Sim, meus crentes fiéis, vossa admirável iniciativa será seguida, bem o sei, por todos os grupos espíritas formados com seriedade. É, pois, um passo imenso à frente. Compreendestes, e todos os vossos irmãos compreenderão como vós, que vantagens, que progressos, que propaganda resultarão da adoção de um programa uniforme para os trabalhos e estudos da doutrina que vos revelamos. Fique bem entendido, apesar disso, que cada grupo conservará sua originalidade e sua iniciativa particular; mas, fora de seus trabalhos particulares, terá de se ocupar com diversas questões de interesse geral, submetidas a seu exame pela Sociedade central, e resolver várias dificuldades cuja solução, até hoje, não pôde ser obtida dos Espíritos, por razões que seria inútil desenvolver aqui. Recearia vos ofender se ressaltasse aos vossos olhos as consequências que advirão dos trabalhos simultâneos; quem ousará, então, contestar uma verdade, quando esta for confirmada pela unanimidade ou pela maioria das respostas mediúnicas, obtidas simultaneamente em Lyon, Bordeaux, Constantinopla, Metz, Bruxelas, Sens, México, Carlsruhe, Marselha, Toulouse, Mâcon, Sétif, Argel, Oran, Cracóvia, Moscou, São Petersburgo, como em Paris?

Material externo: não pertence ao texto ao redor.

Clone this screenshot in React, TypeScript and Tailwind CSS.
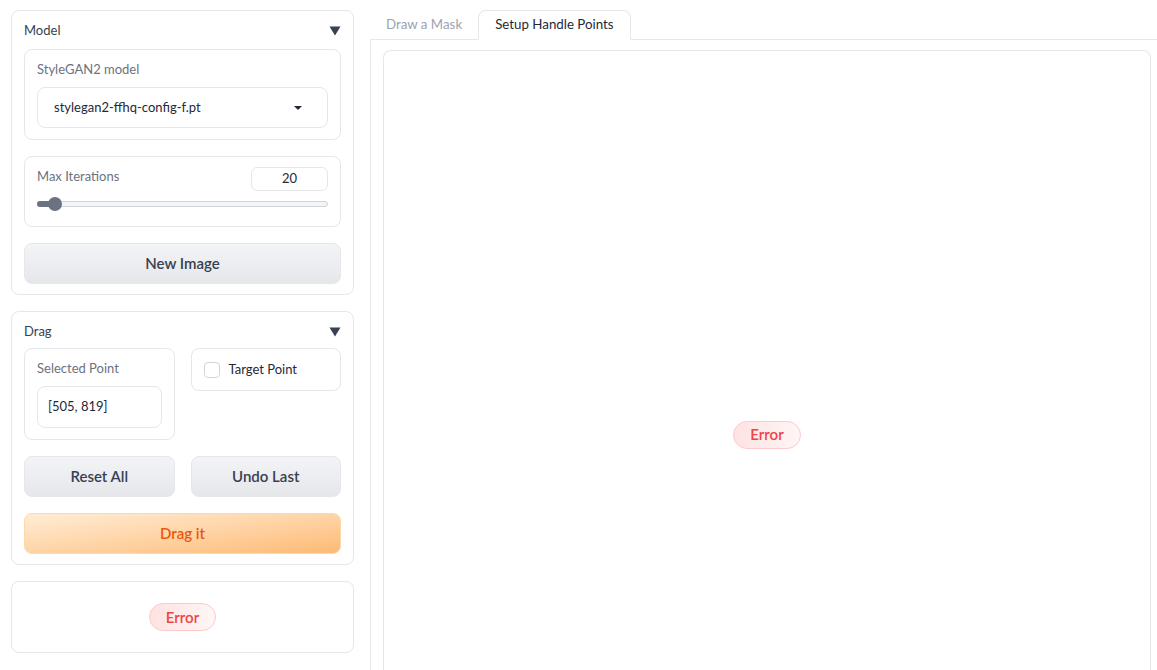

Eu vos entretive com a rude franqueza de que me sirvo para falar aos vossos irmãos de Paris. No entanto, não vos deixarei sem testemunhar minhas simpatias, justamente conquistadas, a esta família patriarcal, onde excelentes Espíritos, incumbidos de vossa direção espiritual, começaram a fazer ouvir suas eloquentes palavras. Mencionei a família Sabò, que, com uma constância e uma piedade inalterável, soube atravessar as dolorosas provas com que Deus a afligiu, com o fito de a elevar e torná-la apta para a sua missão atual. Também não devo esquecer o concurso devotado de todos quantos, em suas respectivas esferas, contribuíram para a propagação de nossa consoladora doutrina. Continuai todos, meus amigos, a marchar resolutamente no caminho aberto; ele vos conduzirá seguramente às esferas etéreas da perfeita felicidade, onde vos marcarei encontro. Em nome do Espírito de Verdade, que vos ama, eu vos abençoo, espíritas de Bordeaux!

Erasto.

Fonte: Revista Espírita, novembro de 1861.